If you have specific rendering issues or suggestions, please provide:

  • Sample table HTML
  • Expected vs actual output
  • Use case description

This helps prioritize improvements while maintaining the performance advantage.


Summary

Current State (As of 2025-10-08)

Performance: Excellent (8-10x faster than Rich) Correctness: Production ready (proper colspan/rowspan handling) Visual Quality: ⚠️ Good (simple() style matches Rich's box.SIMPLE appearance) Use Case: Production-ready for all use cases

Recent Milestones

Completed:

  • Core fast rendering implementation
  • TableStyle.simple() preset (borderless, clean)
  • Column filtering and merging
  • Numeric alignment detection
  • Colspan/rowspan support via TableMatrix
  • Performance benchmarking with real tables

🔧 Current Limitations:

  • Multi-row header collapsing differs from Rich
  • Some visual polish differences (acceptable for speed gain)
  • Layout engine not as sophisticated as Rich

Development Roadmap

Phase 1 ( COMPLETED):

  • Core fast rendering implementation
  • Simple() style matching Rich's box.SIMPLE
  • Proper colspan/rowspan handling via TableMatrix
  • Production-ready performance (8-10x faster)

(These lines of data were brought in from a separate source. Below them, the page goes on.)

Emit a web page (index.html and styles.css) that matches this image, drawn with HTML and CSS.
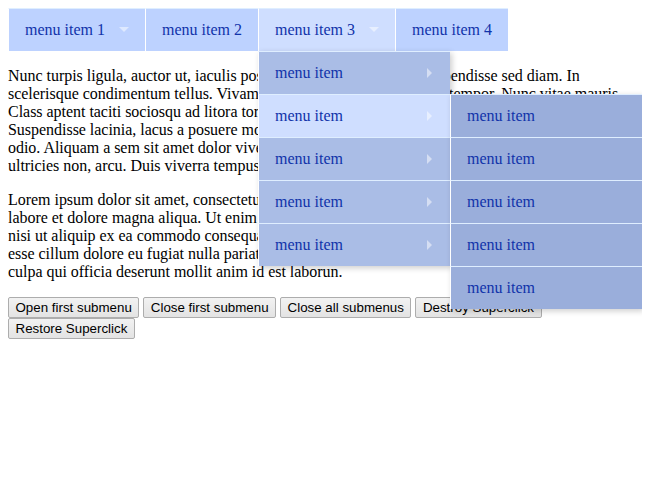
FILE: index.html
```
<!DOCTYPE html>
<html>
<head>
<meta charset="utf-8">
<link rel="stylesheet" href="styles.css">
</head>
<body>
<ul class="sf-menu">
  <li class="top"><a class="with-ul down" href="#">menu item 1</a></li>
  <li class="top"><a href="#">menu item 2</a></li>
  <li class="top hover"><a class="with-ul down" href="#">menu item 3</a>
    <ul class="sub">
      <li><a class="with-ul right" href="#">menu item</a></li>
      <li class="hover"><a class="with-ul right" href="#">menu item</a>
        <ul class="sub sub2">
          <li><a href="#">menu item</a></li>
          <li><a href="#">menu item</a></li>
          <li><a href="#">menu item</a></li>
          <li><a href="#">menu item</a></li>
          <li><a href="#">menu item</a></li>
        </ul>
      </li>
      <li><a class="with-ul right" href="#">menu item</a></li>
      <li><a class="with-ul right" href="#">menu item</a></li>
      <li><a class="with-ul right" href="#">menu item</a></li>
    </ul>
  </li>
  <li class="top"><a href="#">menu item 4</a></li>
</ul>
<p>Nunc turpis ligula, auctor ut, iaculis posuere, congue eu, sapien. Suspendisse sed diam. In scelerisque condimentum tellus. Vivamus quam tellus vel nisl mollis tempor. Nunc vitae mauris. Class aptent taciti sociosqu ad litora torquent per conubia nostra, per inceptos hymenaeos. Suspendisse lacinia, lacus a posuere molestie, arcu elit tincidunt mi, vitae mattis erat massa vel odio. Aliquam a sem sit amet dolor viverra aliquet. Morbi nec nulla, eleifend vitae, tristique sed, ultricies non, arcu. Duis viverra tempus ligula.</p>
<p>Lorem ipsum dolor sit amet, consectetur adipisicing elit, sed do eiusmod tempor incididunt ut labore et dolore magna aliqua. Ut enim ad minim veniam, quis nostrud exercitation ullamco laboris nisi ut aliquip ex ea commodo consequat. Duis aute irure dolor in reprehenderit in voluptate velit esse cillum dolore eu fugiat nulla pariatur. Excepteur sint occaecat cupidatat non proident, sunt in culpa qui officia deserunt mollit anim id est laborun.</p>
<div class="buttons">
  <button>Open first submenu</button>
  <button>Close first submenu</button>
  <button>Close all submenus</button>
  <button>Destroy Superclick</button>
  <button>Restore Superclick</button>
</div>
</body>
</html>
```

FILE: styles.css
```
html, body {
  background: #fff;
}
body {
  margin: 8px;
  font-family: "Liberation Serif", "Times New Roman", serif;
  font-size: 16px;
  line-height: 18px;
  color: #000;
}
.sf-menu, .sf-menu ul {
  list-style: none;
  margin: 0;
  padding: 0;
}
.sf-menu {
  display: flex;
  margin-bottom: 16px;
}
.sf-menu li {
  position: relative;
  background: #BDD2FF;
  white-space: nowrap;
}
.sf-menu a {
  display: block;
  position: relative;
  border-left: 1px solid #fff;
  border-top: 1px solid #dfeeff;
  padding: 12px 16px;
  text-decoration: none;
  color: #1133aa;
}
.sf-menu .sub {
  position: absolute;
  top: 100%;
  left: 0;
  width: 192px;
  z-index: 99;
  box-shadow: 2px 2px 6px rgba(0,0,0,.2);
}
.sf-menu .sub li {
  background: #AABDE6;
}
.sf-menu .sub .sub2 {
  top: 0;
  left: 100%;
}
.sf-menu .sub .sub2 li {
  background: #9AAEDB;
}
.sf-menu li.hover, .sf-menu .sub li.hover {
  background: #CFDEFF;
}
.sf-menu .with-ul {
  padding-right: 40px;
}
.sf-menu .with-ul::after {
  content: '';
  position: absolute;
  top: 50%;
  right: 16px;
  margin-top: -3px;
  width: 0;
  height: 0;
  border: 5px solid transparent;
  border-top-color: rgba(255,255,255,.5);
}
.sf-menu .with-ul.right::after {
  margin-top: -5px;
  margin-right: -3px;
  border-color: transparent;
  border-left-color: rgba(255,255,255,.5);
}
p {
  margin: 0 0 16px;
  letter-spacing: -0.03px;
}
.buttons {
  display: flex;
  flex-wrap: wrap;
  column-gap: 4px;
  row-gap: 0;
}
button {
  font-family: "Liberation Sans", Arial, sans-serif;
  font-size: 13.333px;
  line-height: 17px;
  height: 21px;
  color: #000;
  padding: 1px 6.5px;
  margin: 0;
  border: 1px solid #adadad;
  border-radius: 2px;
  background: linear-gradient(#f2f2f2, #e3e3e3);
}
```
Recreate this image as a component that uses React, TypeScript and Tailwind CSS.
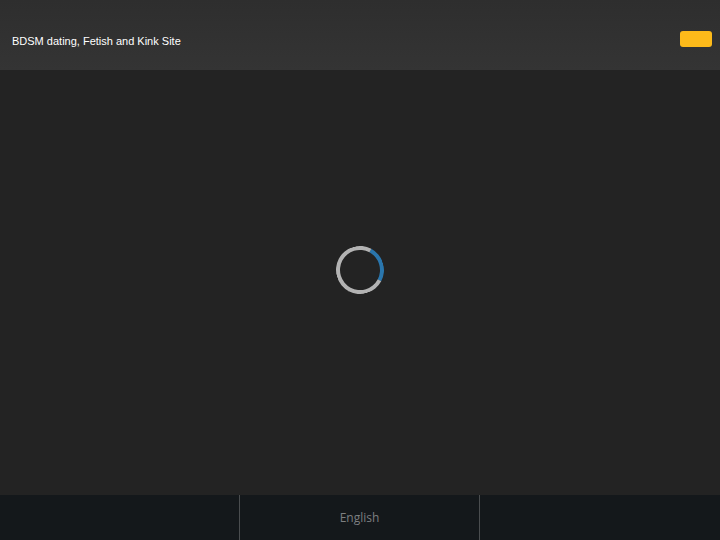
export default function App() {
  return (
    <div className="flex h-[540px] w-[720px] flex-col overflow-hidden bg-[#232323]">
      <header className="flex h-[70px] shrink-0 items-center justify-between bg-gradient-to-b from-[#2e2e2e] to-[#343434] pl-3 pr-2">
        <h1 className="mt-[11px] font-['Liberation_Sans',Arial,sans-serif] text-[11px] font-normal leading-[14px] text-white">
          BDSM dating, Fetish and Kink Site
        </h1>
        <button className="mt-[8px] h-4 w-8 rounded-[3px] bg-[#fdba1a]" />
      </header>

      <main className="flex flex-1 items-center justify-center pb-[25px]">
        <div className="h-12 w-12 rotate-[73deg] rounded-full border-4 border-[#b3b3b3] border-t-[#2a76ad]" />
      </main>

      <footer className="grid h-[45px] shrink-0 grid-cols-[239px_241px_240px] bg-[#14181b]">
        <div />
        <div className="flex items-center justify-center border-x border-[#4a4d4f] pt-[1px] font-['Open_Sans',sans-serif] text-[12px] text-[#7d7f81]">
          English
        </div>
        <div />
      </footer>
    </div>
  );
}
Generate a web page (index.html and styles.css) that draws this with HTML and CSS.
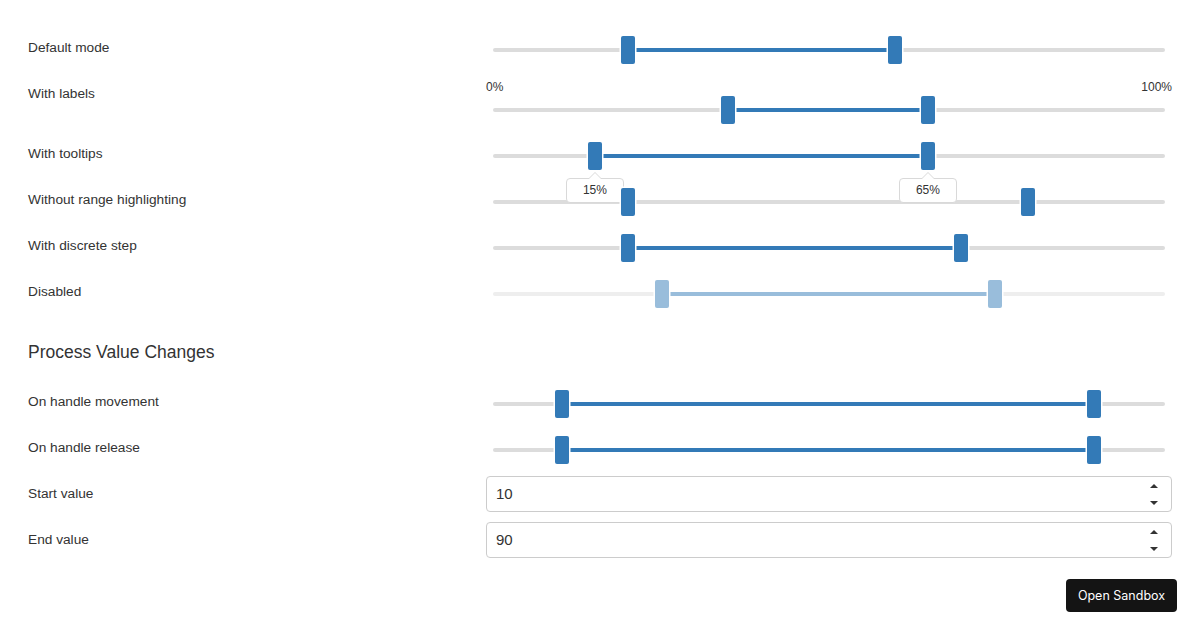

Phase 2 (Future Enhancements):

  • 📋 Improve multi-row header handling
  • 📋 Better layout engine for perfect column widths
  • 📋 Additional style presets
  • 📋 Advanced header detection (data vs labels)

Bottom Line

Fast table rendering is production-ready and now the default for all table text extraction in EdgarTools.

Benefits:

  • 7-10x faster than Rich rendering
  • Correct data extraction with proper colspan/rowspan handling
  • Multi-row header preservation
  • Multi-line cell rendering
  • Clean, borderless appearance (simple() style)

Minor differences from Rich:

  • ⚠️ Some tables have extra spacing between currency symbols and values (e.g., table 22)
  • ⚠️ Column width calculation may differ slightly in complex tables
  • All data is preserved and correct - only visual presentation differs

The implementation achieves correct data extraction with significant performance gains and clean visual output, making it the ideal default for EdgarTools.